As a simple example, let $N_0^X,N_1^X$ both be uniform on $\{1,2\}$, and let $N_0^Y$ also be uniform on $\{1,2\}$ but let $Y$ always have deterministically a run of length two timesteps for state 1. When coupled in the natural way, they always have the same run-lengths of zeros, but $X$ will sometimes have a single one with $Y$ always having two ones. Here are two example sample paths which are coupled via run-lengths:
$$\begin{aligned}
X&=(0,1,0,1,\ldots)\\
Y&=(0,1,1,0,\ldots).\\
\end{aligned}$$
Clearly $X$ is not below $Y$ in the desired step-by-step, forward-in-time way, but if we summed these processes, we would get $S^X\leq S^Y$.

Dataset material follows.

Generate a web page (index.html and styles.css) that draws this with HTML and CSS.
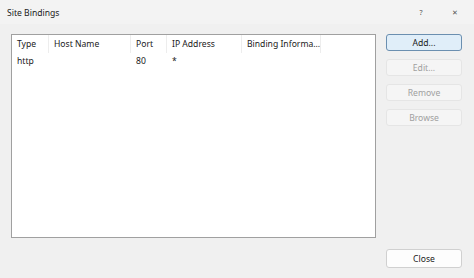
FILE: index.html
```html
<!DOCTYPE html>
<html lang="en">
<head>
  <meta charset="UTF-8">
  <title>Site Bindings</title>
  <link rel="stylesheet" href="styles.css">
</head>
<body>
  <div class="window">
    <div class="titlebar">
      <span class="title">Site Bindings</span>
      <span class="tb-btn">?</span>
      <span class="tb-btn close-x">&#x2715;</span>
    </div>
    <div class="content">
      <div class="listbox">
        <div class="row header">
          <div class="col c-type">Type</div>
          <div class="col c-host">Host Name</div>
          <div class="col c-port">Port</div>
          <div class="col c-ip">IP Address</div>
          <div class="col c-info">Binding Informa...</div>
        </div>
        <div class="row">
          <div class="col c-type">http</div>
          <div class="col c-host"></div>
          <div class="col c-port">80</div>
          <div class="col c-ip">*</div>
          <div class="col c-info"></div>
        </div>
      </div>
      <div class="buttons">
        <div class="btn primary">Add...</div>
        <div class="btn disabled">Edit...</div>
        <div class="btn disabled">Remove</div>
        <div class="btn disabled">Browse</div>
        <div class="spacer"></div>
        <div class="btn close-btn">Close</div>
      </div>
    </div>
  </div>
</body>
</html>
```

FILE: styles.css
```css
body {
  margin: 0;
  font-family: "Noto Sans", "Open Sans", sans-serif;
  font-size: 8.6px;
  color: #1a1a1a;
  background: #f0f0f0;
  height: 278px;
  overflow: hidden;
}
.window {
  height: 278px;
  display: flex;
  flex-direction: column;
  background: #f0f0f0;
}
.titlebar {
  height: 24px;
  display: flex;
  align-items: center;
  padding-left: 7px;
  background: #f3f3f3;
}
.title {
  flex: 1;
  padding-top: 1px;
}
.tb-btn {
  width: 34px;
  text-align: center;
  font-size: 7px;
  color: #555;
}
.close-x {
  margin-right: 2px;
}
.content {
  flex: 1;
  display: flex;
  padding: 10px 12px 11px 11px;
  gap: 10px;
}
.listbox {
  width: 363px;
  height: 202px;
  background: #fff;
  border: 1px solid #a0a0a0;
}
.row {
  display: flex;
  height: 16px;
  align-items: center;
}
.row.header {
  height: 18px;
}
.col {
  padding-left: 5px;
  box-sizing: border-box;
  height: 100%;
  display: flex;
  align-items: center;
  white-space: nowrap;
}
.header .col {
  border-right: 1px solid #ededed;
}
.c-type { width: 37px; }
.c-host { width: 82px; }
.c-port { width: 36px; }
.c-ip { width: 75px; }
.c-info { width: 79px; }
.buttons {
  width: 76px;
  display: flex;
  flex-direction: column;
  gap: 8px;
}
.btn {
  height: 17px;
  box-sizing: border-box;
  border: 1px solid #d0d0d0;
  border-radius: 3px;
  background: #fdfdfd;
  display: flex;
  align-items: center;
  justify-content: center;
}
.btn.primary {
  background: #e0eef9;
  border-color: #6b8fb0;
}
.btn.disabled {
  color: #a0a0a0;
  background: #f5f5f5;
  border-color: #e5e5e5;
}
.btn.close-btn {
  height: 19px;
  margin-bottom: -1px;
}
.spacer {
  flex: 1;
}
```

This example is interesting, since the natural time-forward coupling via run lengths does not order the processes, but that doesn't prove $\mu_X\not\preceq\mu_Y$. We would need further work to investigate that. For example, consider increasing set $I=\{\omega_4=1\}$. We have that
$$\mu_X(I)=\mathbb P(N_0^X=1)^2\mathbb P(N_1^X=1)+\mathbb P(N_0^X=2)\mathbb P(N_1^X=2)=\frac38$$
and
$$\mu_Y(I)=\mathbb P(N_0^Y=2)\mathbb P(N_1^Y=2)=\mathbb P(N_0^Y=2)=\frac12.$$
Hence, $\mu_X(I)<\mu_Y(I)$ as desired but $X_4>Y_4$ is possible with the time-forward coupling as illustrated above.
This example shows that $\mu_X\not\preceq\mu_Y$ can occur even if we have stochastic domination of the run lengths for processes $X,Y$. Truncate the above example processes to 4 timesteps and list out all possible 4-step paths for $X$ and $Y$. Draw the ordered graph where $\omega\leq\phi$ if and only if $\omega_j\leq\phi_j$ for $j=1,2,3,4$. There are 5 possible paths, and the ordered graph has a "M" shape.
One increasing subset consists of the single path $(0,1,0,1)$. Clearly $X$ places positive probability here and $Y$ places zero probability. So although the run lengths have the desired dominations, we get $\mu_X\not\preceq\mu_Y$.
Stochastic domination for Markov chains is very nice with all kinds of established theory. Without the Markov property, things quickly become much more complicated.
We did answer the main question here though, by showing that $\mu_X\prec \pi_p$ is not the same as $\mathbb P(X_n=1\mid A_{n-1})\leq p$ for arbitrary histories $A_{n-1}$.